WHAT IS EXPECTED:
Records follow. Copy every line with "screenshot".

RECORDS SHOWN:
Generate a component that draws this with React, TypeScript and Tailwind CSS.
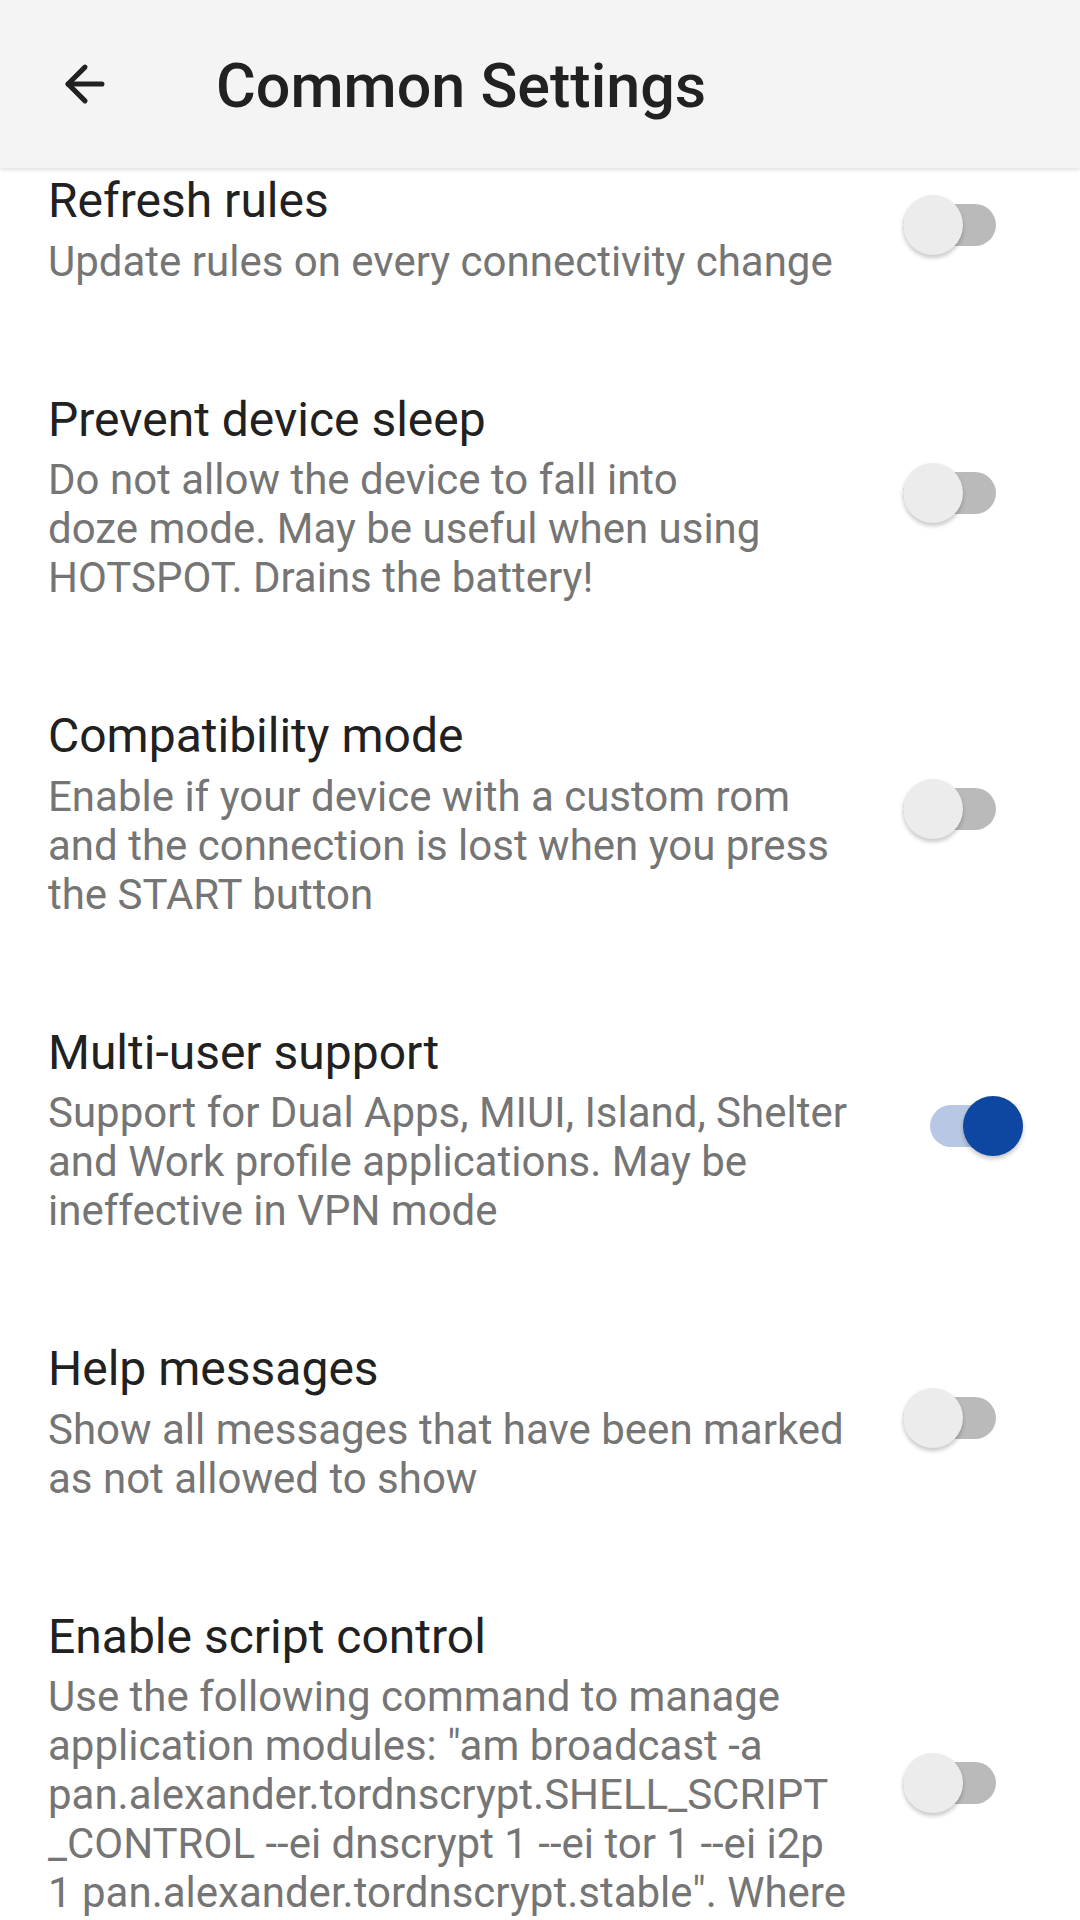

--

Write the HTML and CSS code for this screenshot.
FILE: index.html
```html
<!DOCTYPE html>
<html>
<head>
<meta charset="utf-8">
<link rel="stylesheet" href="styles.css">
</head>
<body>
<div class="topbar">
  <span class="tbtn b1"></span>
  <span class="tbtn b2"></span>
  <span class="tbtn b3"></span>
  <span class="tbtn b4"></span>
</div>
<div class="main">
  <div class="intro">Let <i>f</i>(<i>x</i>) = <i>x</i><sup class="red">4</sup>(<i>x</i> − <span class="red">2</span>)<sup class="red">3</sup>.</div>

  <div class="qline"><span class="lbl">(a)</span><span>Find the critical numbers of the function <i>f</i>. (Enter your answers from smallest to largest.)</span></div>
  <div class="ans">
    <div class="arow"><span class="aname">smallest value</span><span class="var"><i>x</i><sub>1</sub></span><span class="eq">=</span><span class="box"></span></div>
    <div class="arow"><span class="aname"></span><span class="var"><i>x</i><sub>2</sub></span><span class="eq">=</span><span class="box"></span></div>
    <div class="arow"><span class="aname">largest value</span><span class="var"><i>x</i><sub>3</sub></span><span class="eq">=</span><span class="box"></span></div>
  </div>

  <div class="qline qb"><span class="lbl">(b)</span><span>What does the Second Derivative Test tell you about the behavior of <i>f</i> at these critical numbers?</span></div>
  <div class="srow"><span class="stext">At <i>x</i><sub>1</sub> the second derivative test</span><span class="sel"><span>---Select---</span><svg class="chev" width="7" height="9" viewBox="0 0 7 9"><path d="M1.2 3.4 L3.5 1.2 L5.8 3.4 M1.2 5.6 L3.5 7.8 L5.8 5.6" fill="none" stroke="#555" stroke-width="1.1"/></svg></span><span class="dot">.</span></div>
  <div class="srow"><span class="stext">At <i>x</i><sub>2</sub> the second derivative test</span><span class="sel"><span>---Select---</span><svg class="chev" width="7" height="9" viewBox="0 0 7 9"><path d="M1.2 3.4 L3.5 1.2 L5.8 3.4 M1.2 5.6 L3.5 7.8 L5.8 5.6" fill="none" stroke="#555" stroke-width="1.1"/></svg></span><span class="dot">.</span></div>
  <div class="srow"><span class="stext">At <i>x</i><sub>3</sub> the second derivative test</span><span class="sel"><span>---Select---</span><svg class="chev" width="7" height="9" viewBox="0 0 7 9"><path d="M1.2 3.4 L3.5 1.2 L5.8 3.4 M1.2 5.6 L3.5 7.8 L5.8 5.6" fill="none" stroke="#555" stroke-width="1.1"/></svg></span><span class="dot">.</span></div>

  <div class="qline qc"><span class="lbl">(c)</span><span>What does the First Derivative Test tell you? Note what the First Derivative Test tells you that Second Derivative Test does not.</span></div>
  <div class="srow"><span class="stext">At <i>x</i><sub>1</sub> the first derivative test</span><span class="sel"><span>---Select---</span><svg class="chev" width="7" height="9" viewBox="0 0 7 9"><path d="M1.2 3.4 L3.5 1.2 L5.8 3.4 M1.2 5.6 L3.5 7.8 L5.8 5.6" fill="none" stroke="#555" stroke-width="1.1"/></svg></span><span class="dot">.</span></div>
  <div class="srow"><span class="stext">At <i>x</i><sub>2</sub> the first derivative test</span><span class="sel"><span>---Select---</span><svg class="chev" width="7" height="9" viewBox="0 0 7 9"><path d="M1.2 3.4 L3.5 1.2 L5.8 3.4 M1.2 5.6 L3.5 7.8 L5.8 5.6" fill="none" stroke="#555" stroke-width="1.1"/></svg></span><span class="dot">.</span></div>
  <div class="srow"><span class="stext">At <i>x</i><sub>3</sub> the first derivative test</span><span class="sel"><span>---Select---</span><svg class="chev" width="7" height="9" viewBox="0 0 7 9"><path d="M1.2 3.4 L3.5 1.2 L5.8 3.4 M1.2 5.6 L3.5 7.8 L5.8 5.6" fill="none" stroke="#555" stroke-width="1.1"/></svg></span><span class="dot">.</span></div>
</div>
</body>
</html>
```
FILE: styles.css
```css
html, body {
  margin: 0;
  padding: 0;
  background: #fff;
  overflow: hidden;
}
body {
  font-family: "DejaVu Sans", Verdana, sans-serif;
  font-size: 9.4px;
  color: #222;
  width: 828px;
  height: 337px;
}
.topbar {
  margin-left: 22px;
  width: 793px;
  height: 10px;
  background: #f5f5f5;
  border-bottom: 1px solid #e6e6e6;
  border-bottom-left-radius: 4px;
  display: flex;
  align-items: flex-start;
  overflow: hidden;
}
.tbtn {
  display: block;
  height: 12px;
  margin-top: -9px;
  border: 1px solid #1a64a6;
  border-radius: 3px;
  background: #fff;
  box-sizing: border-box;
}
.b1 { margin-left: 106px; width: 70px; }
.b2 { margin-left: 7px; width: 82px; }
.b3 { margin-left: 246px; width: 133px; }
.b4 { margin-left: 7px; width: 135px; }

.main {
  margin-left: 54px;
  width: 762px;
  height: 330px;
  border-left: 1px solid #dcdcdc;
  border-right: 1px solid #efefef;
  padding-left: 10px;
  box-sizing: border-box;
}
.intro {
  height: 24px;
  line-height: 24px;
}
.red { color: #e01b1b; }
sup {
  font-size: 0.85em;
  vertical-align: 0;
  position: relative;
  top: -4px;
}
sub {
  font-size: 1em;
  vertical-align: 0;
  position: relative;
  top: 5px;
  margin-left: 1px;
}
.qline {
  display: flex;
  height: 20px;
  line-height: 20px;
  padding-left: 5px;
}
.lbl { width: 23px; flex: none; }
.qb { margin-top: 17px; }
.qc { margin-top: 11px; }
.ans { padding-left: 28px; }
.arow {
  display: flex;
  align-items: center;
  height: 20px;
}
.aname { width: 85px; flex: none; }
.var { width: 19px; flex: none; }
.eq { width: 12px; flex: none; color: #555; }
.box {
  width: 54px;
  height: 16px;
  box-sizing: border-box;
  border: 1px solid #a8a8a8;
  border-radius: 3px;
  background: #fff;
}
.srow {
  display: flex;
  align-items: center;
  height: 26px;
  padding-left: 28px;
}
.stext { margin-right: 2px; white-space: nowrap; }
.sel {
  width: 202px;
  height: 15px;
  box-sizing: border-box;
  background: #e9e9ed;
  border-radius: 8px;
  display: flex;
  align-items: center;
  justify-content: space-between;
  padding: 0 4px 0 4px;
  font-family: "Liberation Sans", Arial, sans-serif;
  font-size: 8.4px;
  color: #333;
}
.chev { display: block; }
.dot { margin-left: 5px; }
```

---

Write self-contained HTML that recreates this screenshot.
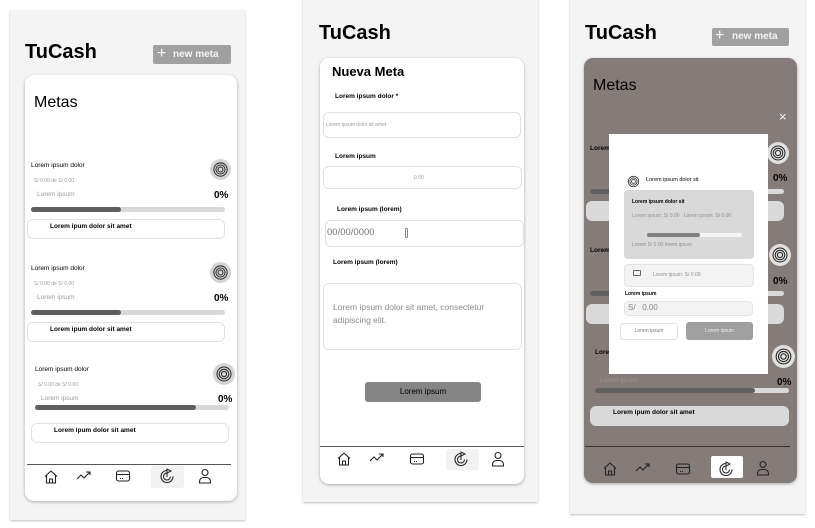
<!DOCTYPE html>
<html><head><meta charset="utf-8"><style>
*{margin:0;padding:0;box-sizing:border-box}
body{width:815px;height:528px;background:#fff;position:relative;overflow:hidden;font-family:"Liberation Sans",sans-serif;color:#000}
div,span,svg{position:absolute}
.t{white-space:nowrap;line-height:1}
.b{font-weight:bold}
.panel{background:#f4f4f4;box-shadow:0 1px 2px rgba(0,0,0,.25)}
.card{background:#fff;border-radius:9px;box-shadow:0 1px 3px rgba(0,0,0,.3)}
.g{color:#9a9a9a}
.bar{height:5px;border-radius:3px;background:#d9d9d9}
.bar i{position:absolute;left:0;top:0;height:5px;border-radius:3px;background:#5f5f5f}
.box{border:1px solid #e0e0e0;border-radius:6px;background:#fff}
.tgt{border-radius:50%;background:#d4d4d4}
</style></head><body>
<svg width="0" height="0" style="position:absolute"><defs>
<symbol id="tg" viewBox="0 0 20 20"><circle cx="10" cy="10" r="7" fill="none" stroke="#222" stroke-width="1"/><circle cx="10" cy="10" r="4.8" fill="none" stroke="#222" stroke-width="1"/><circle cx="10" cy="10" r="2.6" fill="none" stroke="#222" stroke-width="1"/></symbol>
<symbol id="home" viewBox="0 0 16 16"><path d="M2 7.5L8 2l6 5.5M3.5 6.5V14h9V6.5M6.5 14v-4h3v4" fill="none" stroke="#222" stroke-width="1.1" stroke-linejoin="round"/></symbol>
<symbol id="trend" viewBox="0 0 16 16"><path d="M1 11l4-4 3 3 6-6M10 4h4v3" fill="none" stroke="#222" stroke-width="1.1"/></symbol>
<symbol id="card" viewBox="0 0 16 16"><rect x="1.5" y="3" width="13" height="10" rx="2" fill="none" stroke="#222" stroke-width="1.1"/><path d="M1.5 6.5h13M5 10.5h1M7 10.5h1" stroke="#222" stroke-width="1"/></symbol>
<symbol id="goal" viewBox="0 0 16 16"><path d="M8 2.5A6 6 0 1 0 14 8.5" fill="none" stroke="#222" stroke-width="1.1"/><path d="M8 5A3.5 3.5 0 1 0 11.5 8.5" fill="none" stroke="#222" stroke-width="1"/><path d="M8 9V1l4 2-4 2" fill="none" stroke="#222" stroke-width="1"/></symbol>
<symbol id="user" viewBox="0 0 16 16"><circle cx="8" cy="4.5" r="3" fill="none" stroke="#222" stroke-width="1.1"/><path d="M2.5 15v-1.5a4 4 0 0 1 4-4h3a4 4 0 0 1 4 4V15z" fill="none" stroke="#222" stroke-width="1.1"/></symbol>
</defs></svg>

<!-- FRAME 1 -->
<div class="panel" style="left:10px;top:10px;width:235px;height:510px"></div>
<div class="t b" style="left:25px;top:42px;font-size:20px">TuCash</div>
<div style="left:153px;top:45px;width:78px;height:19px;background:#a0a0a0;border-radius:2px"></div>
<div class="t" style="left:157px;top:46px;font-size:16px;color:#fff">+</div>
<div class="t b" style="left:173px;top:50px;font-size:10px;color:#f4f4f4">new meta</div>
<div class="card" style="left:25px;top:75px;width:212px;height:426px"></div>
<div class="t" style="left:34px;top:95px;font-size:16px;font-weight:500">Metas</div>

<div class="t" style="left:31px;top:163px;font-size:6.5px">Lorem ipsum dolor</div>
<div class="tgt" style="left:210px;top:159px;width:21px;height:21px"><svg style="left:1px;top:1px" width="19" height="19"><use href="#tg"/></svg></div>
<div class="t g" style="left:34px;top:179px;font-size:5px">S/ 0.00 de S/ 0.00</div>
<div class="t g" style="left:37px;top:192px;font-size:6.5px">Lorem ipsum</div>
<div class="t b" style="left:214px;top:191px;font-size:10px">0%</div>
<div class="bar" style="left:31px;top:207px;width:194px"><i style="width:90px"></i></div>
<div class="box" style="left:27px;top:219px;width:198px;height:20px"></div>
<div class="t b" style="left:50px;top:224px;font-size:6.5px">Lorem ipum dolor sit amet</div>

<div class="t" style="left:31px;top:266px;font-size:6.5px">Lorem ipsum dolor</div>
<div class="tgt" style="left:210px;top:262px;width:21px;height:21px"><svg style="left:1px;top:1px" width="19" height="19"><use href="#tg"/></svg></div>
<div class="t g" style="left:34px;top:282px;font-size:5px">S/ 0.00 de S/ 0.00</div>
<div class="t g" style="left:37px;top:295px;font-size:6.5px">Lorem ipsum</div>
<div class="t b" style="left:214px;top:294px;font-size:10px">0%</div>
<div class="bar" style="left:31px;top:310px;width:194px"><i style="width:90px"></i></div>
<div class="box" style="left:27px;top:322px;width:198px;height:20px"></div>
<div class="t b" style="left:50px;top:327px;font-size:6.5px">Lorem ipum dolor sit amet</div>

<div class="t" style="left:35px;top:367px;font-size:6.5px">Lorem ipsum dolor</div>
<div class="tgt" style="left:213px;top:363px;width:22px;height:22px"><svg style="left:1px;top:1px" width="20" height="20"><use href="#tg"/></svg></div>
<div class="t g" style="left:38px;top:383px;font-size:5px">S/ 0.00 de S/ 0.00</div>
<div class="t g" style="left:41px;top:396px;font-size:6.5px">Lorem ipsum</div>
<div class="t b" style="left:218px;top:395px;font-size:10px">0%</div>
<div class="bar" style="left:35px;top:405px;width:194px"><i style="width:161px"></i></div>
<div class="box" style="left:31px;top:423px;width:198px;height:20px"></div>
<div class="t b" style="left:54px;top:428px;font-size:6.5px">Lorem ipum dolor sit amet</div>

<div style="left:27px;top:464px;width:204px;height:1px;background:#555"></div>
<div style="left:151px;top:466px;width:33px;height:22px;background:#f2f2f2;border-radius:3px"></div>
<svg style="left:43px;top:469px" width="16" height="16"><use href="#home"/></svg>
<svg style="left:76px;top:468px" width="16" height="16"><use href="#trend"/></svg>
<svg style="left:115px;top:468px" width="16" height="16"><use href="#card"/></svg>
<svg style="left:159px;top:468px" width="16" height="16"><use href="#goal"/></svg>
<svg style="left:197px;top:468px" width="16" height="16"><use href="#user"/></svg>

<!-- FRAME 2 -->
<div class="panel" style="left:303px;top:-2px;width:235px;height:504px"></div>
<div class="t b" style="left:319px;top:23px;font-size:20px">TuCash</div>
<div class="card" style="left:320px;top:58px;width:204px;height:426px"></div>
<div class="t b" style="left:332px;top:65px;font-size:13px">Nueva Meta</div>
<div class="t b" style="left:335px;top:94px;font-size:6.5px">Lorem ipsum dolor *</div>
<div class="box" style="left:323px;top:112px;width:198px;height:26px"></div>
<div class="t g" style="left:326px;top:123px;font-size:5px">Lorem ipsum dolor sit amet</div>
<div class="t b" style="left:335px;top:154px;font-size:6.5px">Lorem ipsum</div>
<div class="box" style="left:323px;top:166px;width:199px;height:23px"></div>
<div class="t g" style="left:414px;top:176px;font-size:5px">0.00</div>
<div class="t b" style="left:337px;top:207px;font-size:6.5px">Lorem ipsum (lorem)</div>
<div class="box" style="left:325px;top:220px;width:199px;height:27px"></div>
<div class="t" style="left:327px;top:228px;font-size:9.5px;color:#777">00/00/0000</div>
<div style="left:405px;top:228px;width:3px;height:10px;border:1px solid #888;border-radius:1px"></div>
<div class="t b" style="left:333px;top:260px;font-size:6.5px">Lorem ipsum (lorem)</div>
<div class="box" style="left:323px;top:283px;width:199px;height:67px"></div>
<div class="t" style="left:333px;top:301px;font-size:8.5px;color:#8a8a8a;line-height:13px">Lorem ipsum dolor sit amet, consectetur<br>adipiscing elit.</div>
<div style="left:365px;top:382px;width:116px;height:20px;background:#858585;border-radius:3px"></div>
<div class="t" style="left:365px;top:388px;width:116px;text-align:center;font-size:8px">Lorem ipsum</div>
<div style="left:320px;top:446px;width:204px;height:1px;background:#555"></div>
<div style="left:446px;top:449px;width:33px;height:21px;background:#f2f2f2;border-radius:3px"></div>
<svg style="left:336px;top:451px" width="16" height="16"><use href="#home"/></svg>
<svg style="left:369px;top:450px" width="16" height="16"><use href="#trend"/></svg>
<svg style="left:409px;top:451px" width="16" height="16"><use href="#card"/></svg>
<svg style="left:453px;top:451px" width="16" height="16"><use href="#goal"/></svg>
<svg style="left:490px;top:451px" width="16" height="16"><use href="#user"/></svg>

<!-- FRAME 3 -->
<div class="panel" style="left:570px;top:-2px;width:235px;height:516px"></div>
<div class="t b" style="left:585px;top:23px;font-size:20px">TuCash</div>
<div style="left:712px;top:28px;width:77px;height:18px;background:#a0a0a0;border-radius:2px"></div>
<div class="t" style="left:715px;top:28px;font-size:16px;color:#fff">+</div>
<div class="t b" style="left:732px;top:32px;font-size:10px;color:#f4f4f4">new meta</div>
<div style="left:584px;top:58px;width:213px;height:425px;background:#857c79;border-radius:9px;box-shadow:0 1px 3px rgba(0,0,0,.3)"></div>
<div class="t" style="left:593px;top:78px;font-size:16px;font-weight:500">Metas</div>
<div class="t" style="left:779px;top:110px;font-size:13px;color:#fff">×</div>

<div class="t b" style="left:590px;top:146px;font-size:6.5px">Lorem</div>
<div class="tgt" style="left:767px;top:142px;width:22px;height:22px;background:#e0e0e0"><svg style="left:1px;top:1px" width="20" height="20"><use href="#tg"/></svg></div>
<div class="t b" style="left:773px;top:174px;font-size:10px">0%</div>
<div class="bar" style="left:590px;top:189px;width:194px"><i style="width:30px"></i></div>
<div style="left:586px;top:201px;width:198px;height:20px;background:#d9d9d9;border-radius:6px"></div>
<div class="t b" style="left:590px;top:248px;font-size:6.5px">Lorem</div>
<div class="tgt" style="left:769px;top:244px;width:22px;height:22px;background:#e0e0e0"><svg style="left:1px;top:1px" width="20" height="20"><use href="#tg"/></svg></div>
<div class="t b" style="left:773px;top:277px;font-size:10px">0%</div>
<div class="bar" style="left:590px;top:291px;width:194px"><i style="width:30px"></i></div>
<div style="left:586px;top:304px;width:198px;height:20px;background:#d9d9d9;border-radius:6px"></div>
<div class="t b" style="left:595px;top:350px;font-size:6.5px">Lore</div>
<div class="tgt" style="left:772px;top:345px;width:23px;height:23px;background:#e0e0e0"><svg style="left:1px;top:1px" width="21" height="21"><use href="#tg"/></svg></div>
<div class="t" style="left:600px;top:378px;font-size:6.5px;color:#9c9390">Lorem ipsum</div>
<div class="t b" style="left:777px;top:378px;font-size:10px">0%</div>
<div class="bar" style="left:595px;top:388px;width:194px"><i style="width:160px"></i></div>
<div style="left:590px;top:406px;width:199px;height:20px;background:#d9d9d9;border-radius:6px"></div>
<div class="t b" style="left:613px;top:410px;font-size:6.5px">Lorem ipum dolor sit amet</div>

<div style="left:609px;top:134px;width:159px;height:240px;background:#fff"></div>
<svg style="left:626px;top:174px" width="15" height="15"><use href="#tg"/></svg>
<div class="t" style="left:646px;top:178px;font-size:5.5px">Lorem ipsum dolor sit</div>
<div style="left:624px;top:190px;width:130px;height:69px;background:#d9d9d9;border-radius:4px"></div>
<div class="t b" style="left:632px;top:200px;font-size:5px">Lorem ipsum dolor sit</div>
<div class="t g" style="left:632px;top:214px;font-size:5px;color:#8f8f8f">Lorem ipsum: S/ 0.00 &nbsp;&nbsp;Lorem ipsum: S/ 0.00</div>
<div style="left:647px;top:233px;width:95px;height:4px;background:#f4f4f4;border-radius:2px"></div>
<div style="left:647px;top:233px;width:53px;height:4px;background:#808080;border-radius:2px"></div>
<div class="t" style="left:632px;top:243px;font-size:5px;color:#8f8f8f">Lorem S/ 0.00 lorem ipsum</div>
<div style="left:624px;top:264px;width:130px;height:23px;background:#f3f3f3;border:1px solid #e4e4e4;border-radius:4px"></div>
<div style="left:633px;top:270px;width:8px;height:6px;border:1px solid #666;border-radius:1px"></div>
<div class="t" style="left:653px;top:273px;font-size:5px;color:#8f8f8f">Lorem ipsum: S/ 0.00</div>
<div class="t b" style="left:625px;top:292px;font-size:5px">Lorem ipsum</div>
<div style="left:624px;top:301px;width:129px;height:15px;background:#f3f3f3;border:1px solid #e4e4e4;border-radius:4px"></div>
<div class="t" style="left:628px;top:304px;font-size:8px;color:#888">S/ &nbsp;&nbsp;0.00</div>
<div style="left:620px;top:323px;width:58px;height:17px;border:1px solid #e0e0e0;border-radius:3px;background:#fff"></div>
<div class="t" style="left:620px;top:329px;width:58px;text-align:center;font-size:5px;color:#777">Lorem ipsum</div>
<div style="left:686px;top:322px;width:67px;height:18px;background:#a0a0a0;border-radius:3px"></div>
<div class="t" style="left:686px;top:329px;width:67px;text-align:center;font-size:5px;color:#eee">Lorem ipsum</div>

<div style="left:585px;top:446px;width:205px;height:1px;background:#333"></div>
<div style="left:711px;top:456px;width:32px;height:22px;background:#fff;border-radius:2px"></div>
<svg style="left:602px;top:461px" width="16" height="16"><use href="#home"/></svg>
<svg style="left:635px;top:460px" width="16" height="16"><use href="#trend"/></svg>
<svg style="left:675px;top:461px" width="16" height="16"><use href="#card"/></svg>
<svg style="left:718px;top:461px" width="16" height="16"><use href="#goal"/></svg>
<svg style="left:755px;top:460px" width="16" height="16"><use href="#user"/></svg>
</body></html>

TASK RESULT:
Write the HTML and CSS code for this screenshot.
Write self-contained HTML that recreates this screenshot.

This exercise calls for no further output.